Sona: This is the prime example of the much needed support of young rising talent. He carries the griot music in his bones and he was a born musician. One of the best things also is that he stands as an inspiration and role model to other youngsters to take up their instruments and study them to the highest level, just as he has done. All of us now have a duty to support and nourish this talent. The future of Musa is so bright and I have been working hard to promote and spread the word about him wherever I have been going internationally. I would really love to do some work with him when I come to the Gambia next year. The world needs to see this amazing talent!
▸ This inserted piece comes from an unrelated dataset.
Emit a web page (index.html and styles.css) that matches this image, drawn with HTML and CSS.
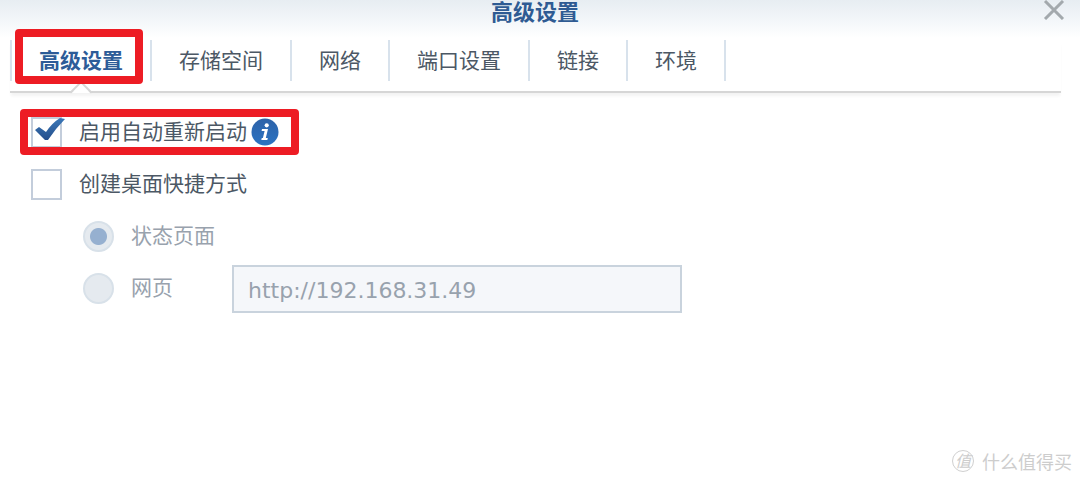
FILE: index.html
```html
<!DOCTYPE html>
<html lang="zh-CN">
<head>
<meta charset="utf-8">
<meta name="viewport" content="width=device-width, initial-scale=1">
<title>高级设置</title>
<link rel="stylesheet" href="styles.css">
</head>
<body class="page">
<main class="dialog">
  <header class="header">
    <h1 class="title">高级设置</h1>
    <button class="close" type="button" aria-label="关闭">
      <svg class="close-icon" viewBox="0 0 22 20" aria-hidden="true"><path d="M2 1 20 19M20 1 2 19"/></svg>
    </button>
  </header>
  <nav class="tabs">
    <button class="tab active" type="button">高级设置</button>
    <button class="tab" type="button">存储空间</button>
    <button class="tab" type="button">网络</button>
    <button class="tab" type="button">端口设置</button>
    <button class="tab" type="button">链接</button>
    <button class="tab" type="button">环境</button>
  </nav>
  <form class="form">
    <div class="row marked">
      <span class="tick">
        <input class="check" type="checkbox" id="restart" checked>
        <svg class="tick-mark" viewBox="0 0 32 24" aria-hidden="true">
          <defs><linearGradient id="tickFill" x1="0" y1="0" x2="0" y2="1"><stop offset="0" stop-color="#3b78b8"/><stop offset="1" stop-color="#254f8c"/></linearGradient></defs>
          <path fill="url(#tickFill)" d="M1 12 5 9 12 14Q18 5 26 0L31 1Q22 10 14 22L11 22Z"/>
        </svg>
      </span>
      <label class="label" for="restart">启用自动重新启动</label>
      <svg class="info" viewBox="0 0 28 28" aria-hidden="true">
        <defs><linearGradient id="infoFill" x1="0" y1="0" x2="0" y2="1"><stop offset="0" stop-color="#2d62a8"/><stop offset="1" stop-color="#2b73c2"/></linearGradient></defs>
        <circle cx="14" cy="14" r="13.5" fill="url(#infoFill)"/>
        <circle cx="15.7" cy="7.3" r="2.1" fill="#fff"/>
        <path fill="#fff" d="M11 11h6l-2.2 9h2l-.5 2h-6l.5-2h1.100l1.7-7H10.600z"/>
      </svg>
    </div>
    <div class="row">
      <input class="check" type="checkbox" id="shortcut">
      <label class="label" for="shortcut">创建桌面快捷方式</label>
    </div>
    <div class="row nested">
      <input class="radio" type="radio" name="target" id="status" checked disabled>
      <label class="label muted" for="status">状态页面</label>
    </div>
    <div class="row nested">
      <input class="radio" type="radio" name="target" id="web" disabled>
      <label class="label muted web-label" for="web">网页</label>
      <input class="url" type="text" value="http://192.168.31.49" aria-label="网页" disabled>
    </div>
  </form>
  <footer class="watermark">
    <span class="seal">值</span>
    <span>什么值得买</span>
  </footer>
</main>
</body>
</html>
```

FILE: styles.css
```css
*,
*::before,
*::after {
  box-sizing: border-box;
}

.page {
  margin: 0;
  background: #fff;
  color: #4c5865;
  font-family: "Noto Sans CJK SC", sans-serif;
  font-size: 21px;
}

.dialog {
  display: flex;
  flex-direction: column;
  min-height: 100vh;
  background: linear-gradient(#e7edf2, #f4f7fa 22px, #fff 38px);
}

.header {
  display: grid;
  grid-template-columns: 1fr auto 1fr;
  height: 40px;
  padding: 0 15px 0 5px;
}

.title {
  grid-column: 2;
  margin: 0;
  color: #2f5b93;
  font-size: 22px;
  font-weight: 700;
  line-height: 20px;
}

.close {
  justify-self: end;
  align-self: start;
  display: flex;
  padding: 0;
  border: 0;
  background: none;
}

.close-icon {
  width: 22px;
  height: 20px;
  fill: none;
  stroke: #a3a9ad;
  stroke-width: 3;
}

.tabs {
  display: flex;
  margin: 0 19px 0 10px;
  padding-bottom: 10px;
  border-bottom: 2px solid #d6d6d6;
  box-shadow: 0 4px 3px -1px #f3f3f3;
}

.tab {
  position: relative;
  height: 41px;
  padding: 0 27px 3px;
  border: 0;
  border-left: 2px solid #d8e2ec;
  background: none;
  color: #4c5865;
  font: inherit;
  line-height: 38px;
}

.tab:last-child {
  border-right: 2px solid #d8e2ec;
}

.tab.active {
  color: #2d5c98;
  font-weight: 700;
}

/* pointer under the selected tab */
.tab.active::before {
  content: "";
  position: absolute;
  top: 44px;
  left: 61px;
  width: 16px;
  height: 16px;
  border: solid #d6d6d6;
  border-width: 2px 0 0 2px;
  background: linear-gradient(135deg, #fff 50%, transparent 50%);
  transform: rotate(45deg);
}

.tab.active::after,
.marked::after {
  content: "";
  position: absolute;
  border: 8px solid #ed1c24;
  border-radius: 4px;
  pointer-events: none;
}

.tab.active::after {
  inset: -11px 7px -3px 3px;
}

.form {
  padding: 13px 31px 0;
}

.row {
  position: relative;
  display: flex;
  align-items: center;
  height: 52px;
}

.marked::after {
  top: 3px;
  left: -11px;
  width: 279px;
  height: 46px;
}

.nested {
  padding-left: 52px;
}

.check,
.radio {
  appearance: none;
  flex: none;
  width: 31px;
  height: 31px;
  margin: 0;
  border: 2px solid #c3cddb;
  background: #fff;
}

.radio {
  border-color: #d8e1e9;
  border-radius: 50%;
  background: #e5eaef;
}

.radio:checked {
  background: radial-gradient(circle, #96b0d0 8px, #e5eaef 9px);
}

.tick {
  position: relative;
  display: flex;
}

.tick-mark {
  position: absolute;
  top: 1px;
  left: 3px;
  width: 32px;
  height: 24px;
  pointer-events: none;
}

.label {
  margin-left: 17px;
  padding-bottom: 4px;
  line-height: 30px;
}

.muted {
  color: #98a2ad;
}

.info {
  width: 28px;
  height: 28px;
  margin-left: 4px;
}

.web-label {
  width: 101px;
}

.url {
  width: 450px;
  min-width: 0;
  height: 48px;
  margin-top: 2px;
  padding: 2px 14px 0;
  border: 2px solid #c9d3dd;
  border-radius: 0;
  background: #f5f7fa;
  color: #98a2ad;
  font-family: "DejaVu Sans", sans-serif;
  font-size: 22px;
}

.watermark {
  display: flex;
  align-items: center;
  justify-content: flex-end;
  gap: 8px;
  margin-top: auto;
  padding: 0 8px 10px;
  color: #cdcdcd;
  font-size: 18px;
  line-height: 26px;
}

.seal {
  width: 22px;
  height: 22px;
  border: 1px solid #d0d0d0;
  border-radius: 50%;
  font-size: 16px;
  font-style: italic;
  line-height: 19px;
  text-align: center;
}
```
GN: Before taking leave of you, what would be your last words to fellow female griots about taking the Kora professionally?

Sona: I would say that it is not an easy journey, and the Kora must always be respected as a male instrument (I will need a separate interview to fully explain that comment before people think I’m being sexist!) But very briefly, every instrument has its own character, just like a human being. So to really play that instrument you must first try to understand the character of the instrument you are learning to play, and also to try to embody some of it for yourself – if you are a female this may not come naturally. So it is a fine balance between your musicianship and your femininity. But in conclusion I will always encourage women to pursue whatever path it is that they most desire, as long as it is true to themselves. And you must always give whatever you do in life 100%!

GN: Any final words?

Sona: I’m very happy to say that I will be coming to The Gambia quite a lot over the next year. I really look forward to it, and also at working with some new artists with regards to production. I have just finished producing a new single for The Gambian artist Kumba Kuyateh which will be released very soon, and I plan to be doing more work with artists when I come.